Given an array of natural numbers a. Find the number of such pairs of elements (a_i, a_j), where abs(a_i − a_j) mod 200 == 0 and i < j

Solution

I came up with this solution:

// n - the length of numbers array
// numbers - the array of natural numbers

function getNumberOfGoodPairs(n, numbers) {    
    let count = 0;
    const remainders = new Map();
    
    for (const num of numbers) {
        const remainder = num % 100;
        const modifiedNum = (num - remainder) / 100;
        
        if (remainders.has(remainder)) {
            const nums = remainders.get(remainder);
            
            for (const num of nums) {
                if (Math.abs(num - modifiedNum) % 2 === 0) ++count;
            }
            
            nums.push(modifiedNum);
        } else {
            remainders.set(remainder, [modifiedNum]);
        }
    }
    
    return count;
}

Notations

  • for (const arrayElement of array) - get elements from the array one by one and put this element into arrayElement.

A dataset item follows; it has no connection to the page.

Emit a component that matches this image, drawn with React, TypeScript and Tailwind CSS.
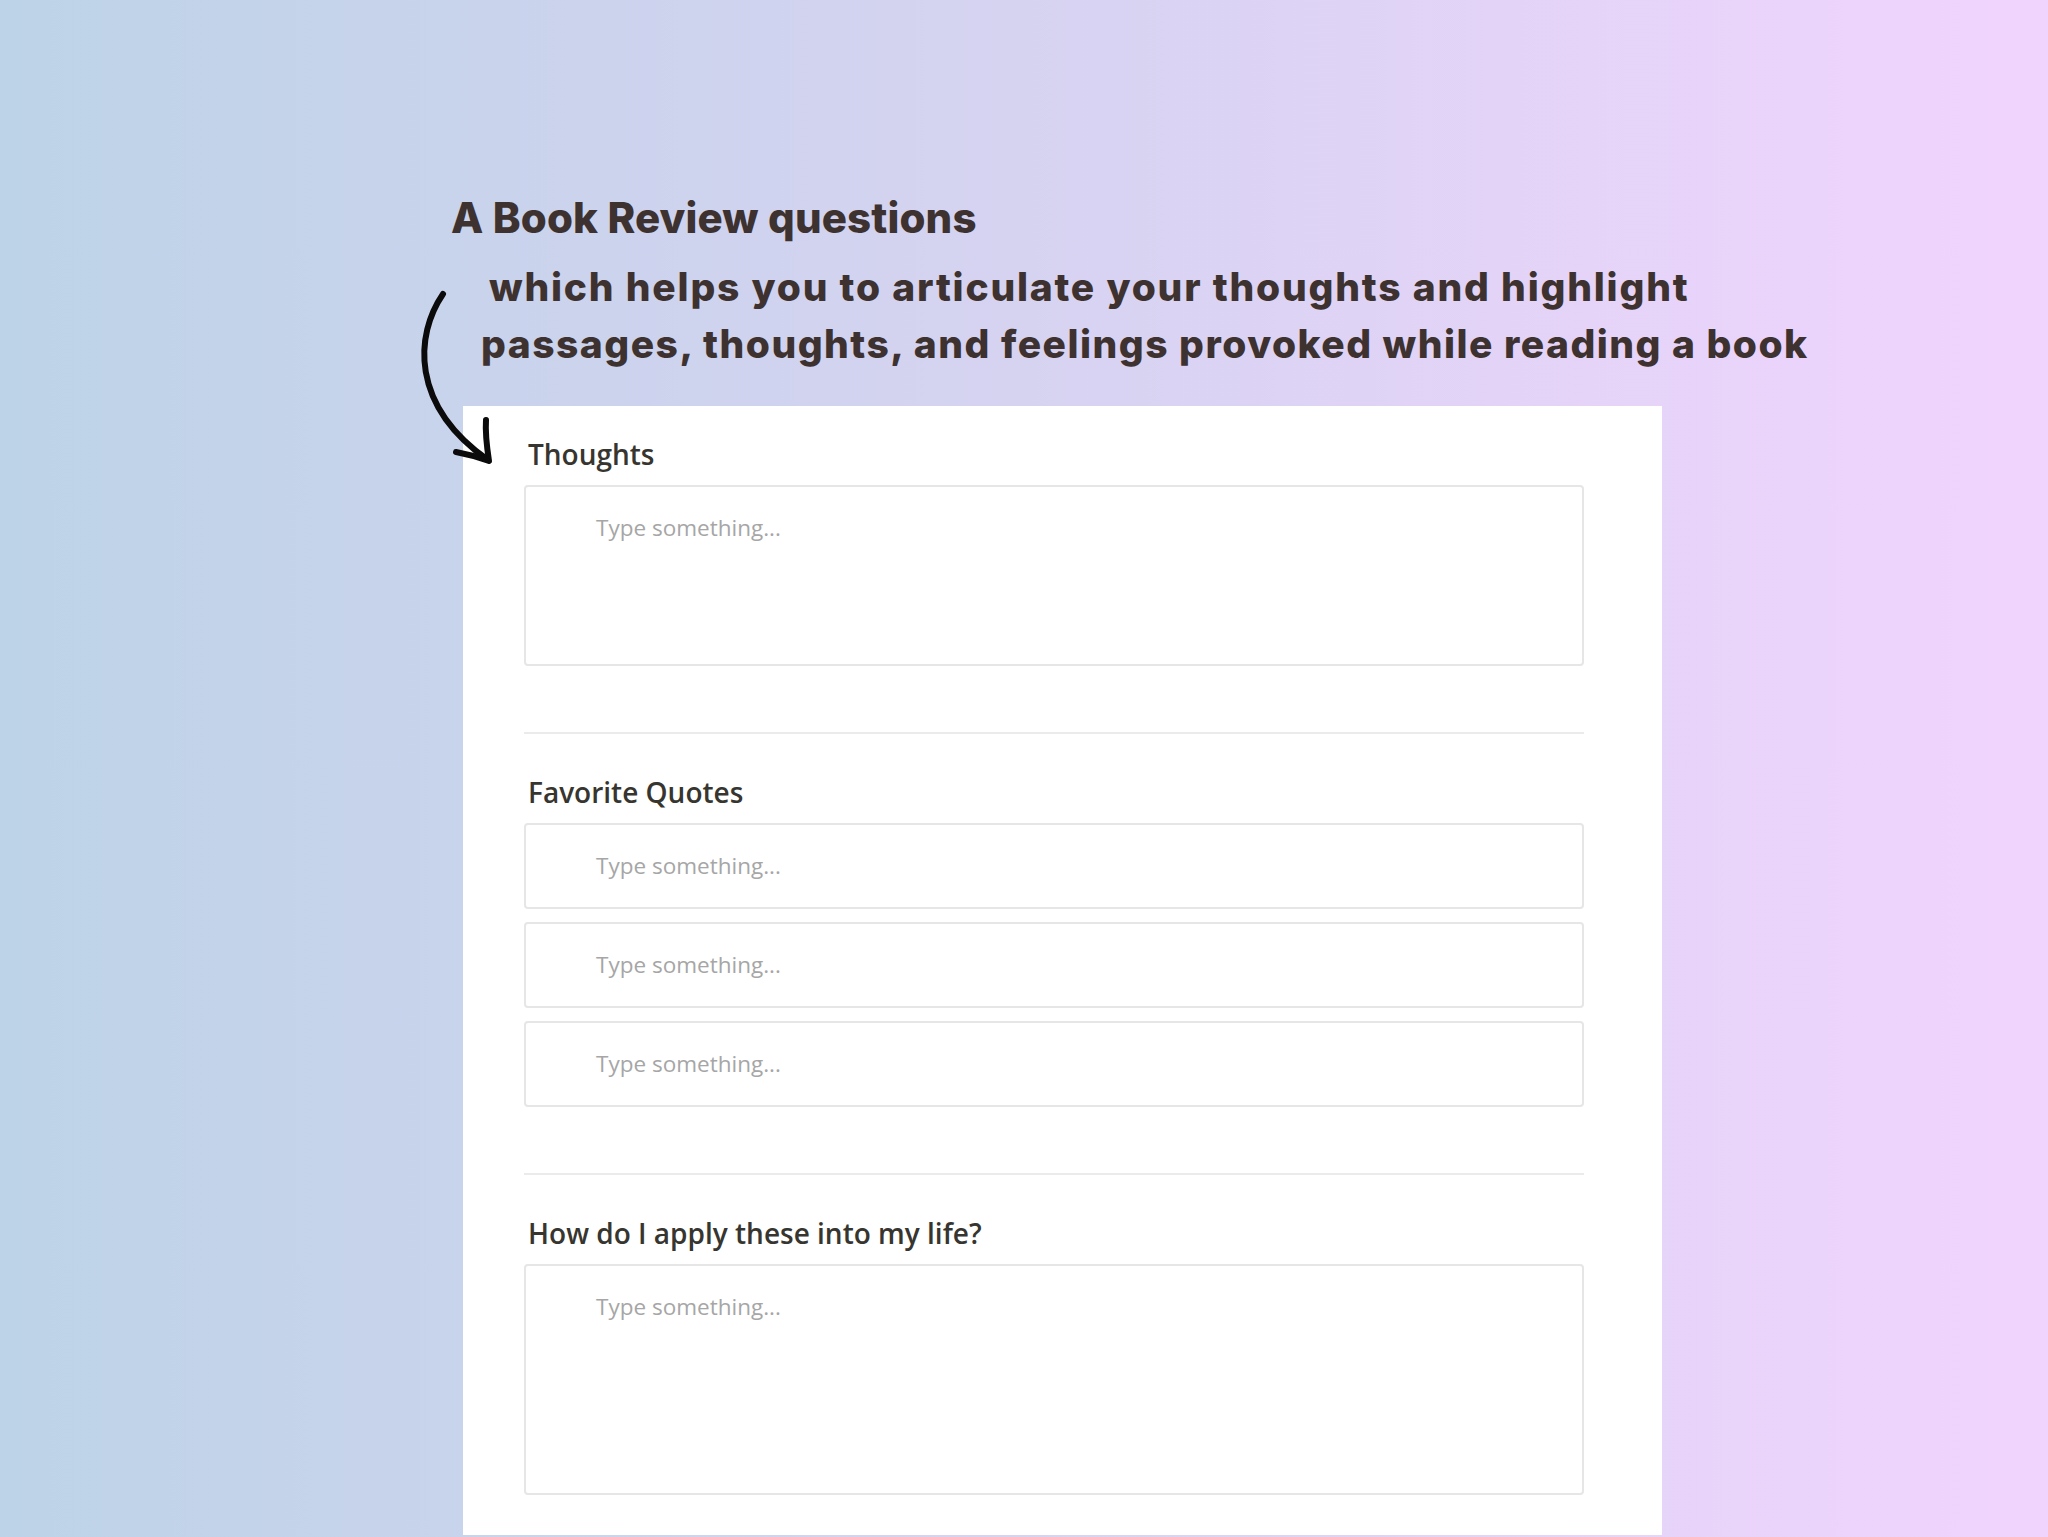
import React from "react";

const headingFont = { fontFamily: "Inter, 'Open Sans', sans-serif" };

const Field = ({ tall }: { tall?: number }) => {
  if (tall) {
    return (
      <div
        className="w-full rounded-[4px] border-2 border-[#e6e6e6] bg-white pl-[70px] pt-[26px]"
        style={{ height: tall }}
      >
        <p className="font-['Open_Sans',sans-serif] text-[22.5px] leading-[30px] text-[#a6a6a6]">
          Type something...
        </p>
      </div>
    );
  }
  return (
    <div className="flex h-[86px] w-full items-center rounded-[4px] border-2 border-[#e6e6e6] bg-white pl-[70px]">
      <p className="font-['Open_Sans',sans-serif] text-[22.5px] leading-[30px] text-[#a6a6a6]">
        Type something...
      </p>
    </div>
  );
};

const Label = ({ children }: { children: React.ReactNode }) => (
  <h3 className="mb-[13px] pl-[4px] font-['Open_Sans',sans-serif] text-[28px] font-semibold leading-[36px] text-[#37352f]">
    {children}
  </h3>
);

const Divider = () => <div className="mt-[66px] h-[2px] w-full bg-[#ebebeb]" />;

export default function App() {
  return (
    <div className="relative flex h-[1537px] w-full flex-col overflow-hidden bg-linear-to-r from-[#bdd3e8] via-[#d6d3f1] to-[#f1d4fe]">
      {/* Title */}
      <div className="pl-[451px] pt-[193px]">
        <h1
          className="text-[42px] font-extrabold leading-[50px] tracking-[0.003em] text-[#3d3230]"
          style={headingFont}
        >
          A Book Review questions
        </h1>
      </div>
      <div
        className="mt-[15px] pl-[481px] text-[39px] font-extrabold leading-[57px] text-[#3d3230]"
        style={headingFont}
      >
        <p className="pl-[8px] tracking-[0.046em]">
          which helps you to articulate your thoughts and highlight
        </p>
        <p className="tracking-[0.038em]">
          passages, thoughts, and feelings provoked while reading a book
        </p>
      </div>

      {/* Hand-drawn arrow */}
      <svg
        className="pointer-events-none absolute left-[410px] top-[280px] h-[200px] w-[100px]"
        viewBox="0 0 100 200"
        fill="none"
      >
        <path
          d="M33 14 C 5 55, 0 125, 78 180"
          stroke="#0b0b0b"
          strokeWidth="6"
          strokeLinecap="round"
        />
        <path
          d="M76 140 C 75 155, 77 168, 79 181 C 68 177, 57 174, 46 172"
          stroke="#0b0b0b"
          strokeWidth="6"
          strokeLinecap="round"
          strokeLinejoin="round"
        />
      </svg>

      {/* Card */}
      <div className="mb-[2px] ml-[463px] mt-[34px] w-[1199px] flex-1 bg-white pl-[61px] pt-[30px]">
        <div className="w-[1060px]">
          <Label>Thoughts</Label>
          <Field tall={181} />
          <Divider />

          <div className="mt-[40px]">
            <Label>Favorite Quotes</Label>
            <div className="flex flex-col gap-[13px]">
              <Field />
              <Field />
              <Field />
            </div>
          </div>
          <Divider />

          <div className="mt-[40px]">
            <Label>How do I apply these into my life?</Label>
            <Field tall={231} />
          </div>
        </div>
      </div>
    </div>
  );
}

It is same as:

    for (let i = 0; i < array.length; ++i) {
      const arrayElement = array[i];
    }
    
  • new Map() - is dictionary

  • % - is mod

  • array.push(el) - add el to the end of array

  • remainders.get(remainder) - returns the array of numbers which remainder is equal to remainder when dividing by 100

  • remainders.set(remainder, [modifiedNum]) - add to dictionary new key remainder and value [modifiedNum]. [modifiedNum] - a dynamic array with one element modifiedNum

If I'm right the time complexity in worst case is O(n²).

Please help me to optimize this algorithm.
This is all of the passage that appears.